Saturday, June 20, 2015

Fraud

Although this was published some months ago, it came to my attention only just now. The writer was Theodore H. White, a much-lauded political journalist of yore whom I have always admired. In a recently-unearthed private letter (written in 1960), he expressed some surprising sentiments.

My question: How much of this did he truly mean, and in what sense did he mean it? Is this an expression of bedrock conviction or the venting of a mood?

Whatever your interpretation, I think you'll find these words interesting, especially as we approach another election year.
...it is all fraudulent, all of it, everywhere, up and down, East and West. The movies, radio and state and books and TV — all of them are fraudulent; and the foundations and universities and scholars, they are all fraudulent too; and the executives and the financiers … and the Commissars and the Krushchevs and the Mao Tze-tungs, they are fraudulent equally; it is all a great game; and there are two dangers in this great game: first, the fraudulent people come to believe their own lies, they come to have faith in their fraud; and second, underneath it all, because people are fundamentally good, they come to realize that we live in lies and the people get angrier and angrier and they may explode.

The scenery of politics is ridiculous, absolutely ridiculous. Yet I must report all this as serious. This is the strain on me.

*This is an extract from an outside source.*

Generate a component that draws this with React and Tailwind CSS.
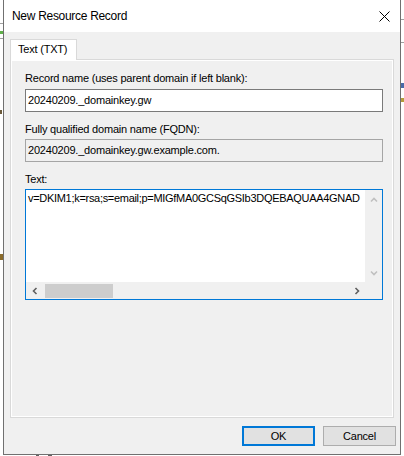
import React from "react";

function Chevron({ dir, color }) {
  const pts = {
    up: "1,5.5 4,2.5 7,5.5",
    down: "1,2.5 4,5.5 7,2.5",
    left: "5.5,1 2.5,4 5.5,7",
    right: "2.5,1 5.5,4 2.5,7",
  }[dir];
  return (
    <svg width="8" height="8" viewBox="0 0 8 8" className="block">
      <polyline points={pts} fill="none" stroke={color} strokeWidth="1.6" />
    </svg>
  );
}

export default function App() {
  return (
    <div className="relative w-[404px] h-[456px] overflow-hidden bg-white text-black font-['Liberation_Sans',Arial,sans-serif]">
      {/* background application bits peeking around the dialog */}
      <div className="absolute left-0 top-[23px] w-[3px] h-px bg-[#a0a0a0]" />
      <div className="absolute left-0 top-[31px] w-[3px] h-[3px] bg-[#5fb04a]" />
      <div className="absolute left-0 top-[38px] w-[3px] h-px bg-[#a0a0a0]" />
      <div className="absolute left-0 top-[110px] w-[2px] h-[4px] bg-[#6b5a3a]" />
      <div className="absolute left-0 top-[254px] w-[3px] h-[6px] bg-[#8a6a2a]" />
      <div className="absolute left-[401px] top-[19px] w-[3px] h-px bg-[#a0a0a0]" />
      <div className="absolute left-[401px] top-[42px] w-[3px] h-px bg-[#a0a0a0]" />
      <div className="absolute left-[401px] top-[83px] w-[3px] h-[5px] bg-[#4a6aa8]" />
      <div className="absolute left-[401px] top-[98px] w-[3px] h-[4px] bg-[#b59b3a]" />
      <div className="absolute left-[36px] top-[455px] w-[3px] h-px bg-[#606060]" />
      <div className="absolute left-[48px] top-[455px] w-[4px] h-px bg-[#606060]" />

      <div className="relative ml-[3px] w-[398px] h-[455px] border-x border-b border-[#707070] bg-[#f0f0f0] flex flex-col">
        {/* title bar */}
        <div className="h-[32px] bg-white flex items-center justify-between pl-[8px] pr-[10px] shrink-0">
          <span className="text-[12px] tracking-[-0.3px] leading-[15px] pt-[1px]">New Resource Record</span>
          <svg width="11" height="11" viewBox="0 0 11 11" className="block">
            <path d="M0.5 0.5 L10.5 10.5 M10.5 0.5 L0.5 10.5" stroke="#000" strokeWidth="1" />
          </svg>
        </div>

        {/* body */}
        <div className="flex-1 flex flex-col pl-[6px] pt-[7px] text-[11px] tracking-[-0.2px] leading-[15px]">
          {/* tab strip */}
          <div className="flex">
            <div className="relative z-10 -mb-px w-[67px] h-[21px] bg-white border border-b-0 border-[#d9d9d9] pl-[7px] pt-[2px]">
              Text (TXT)
            </div>
          </div>

          {/* tab page */}
          <div className="w-[384px] h-[359px] border border-[#d9d9d9] shadow-[inset_1px_1px_0_#ffffff,inset_-1px_-1px_0_#ffffff] bg-[#f0f0f0] pl-[14px] pt-[11px] flex flex-col">
            <div>Record name (uses parent domain if left blank):</div>
            <div className="mt-[3px] w-[358px] h-[23px] bg-white border border-[#7a7a7a] pl-[2px] pt-[3px]">
              20240209._domainkey.gw
            </div>

            <div className="mt-[10px]">Fully qualified domain name (FQDN):</div>
            <div className="mt-[2px] w-[358px] h-[23px] bg-[#f0f0f0] border border-[#a5a5a5] pl-[2px] pt-[3px]">
              20240209._domainkey.gw.example.com.
            </div>

            <div className="mt-[10px]">Text:</div>
            <div className="mt-[2px] w-[358px] h-[111px] border border-[#0078d7] bg-white flex flex-col">
              <div className="flex h-[92px]">
                <div className="w-[339px] bg-white pl-[2px] pt-[1px] whitespace-nowrap overflow-hidden tracking-[-0.3px]">
                  v=DKIM1;k=rsa;s=email;p=MIGfMA0GCSqGSIb3DQEBAQUAA4GNAD
                </div>
                <div className="w-[17px] bg-[#f0f0f0] flex flex-col justify-between">
                  <div className="h-[17px] flex items-center justify-center pt-[2px]">
                    <Chevron dir="up" color="#c0c0c0" />
                  </div>
                  <div className="h-[17px] flex items-center justify-center pb-[2px]">
                    <Chevron dir="down" color="#c0c0c0" />
                  </div>
                </div>
              </div>
              <div className="flex h-[17px] bg-[#f0f0f0]">
                <div className="w-[17px] h-[17px] flex items-center justify-center pl-[1px] pt-[1px]">
                  <Chevron dir="left" color="#606060" />
                </div>
                <div className="flex-1 flex items-center pl-[2px]">
                  <div className="w-[68px] h-[14px] mt-[1px] bg-[#cdcdcd]" />
                </div>
                <div className="w-[17px] h-[17px] flex items-center justify-center pt-[1px]">
                  <Chevron dir="right" color="#606060" />
                </div>
                <div className="w-[17px] h-[17px] bg-[#f0f0f0]" />
              </div>
            </div>
          </div>

          {/* buttons */}
          <div className="mt-[8px] flex justify-end gap-[8px] pr-[4px]">
            <button className="w-[73px] h-[20px] bg-[#e1e1e1] border-2 border-[#0078d7] flex items-center justify-center">
              OK
            </button>
            <button className="w-[73px] h-[20px] bg-[#e1e1e1] border border-[#adadad] flex items-center justify-center">
              Cancel
            </button>
          </div>
        </div>
      </div>
    </div>
  );
}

That I must be serious, and I must exhaust myself trying to find out what is true and what is fraud and yet, even after I know, I must take them both seriously and write of them both as if I did not know the true distinctions between them.

2 comments:

Hildy said...

Sounds like a present day Miles Mathis.

Anonymous said...

Fraud or neutering?
What happened to the John Kerry that rotated home from Vietnam and threw his decorations over the White House fence some 45 years ago?

He has become what was the target of his youthful protests.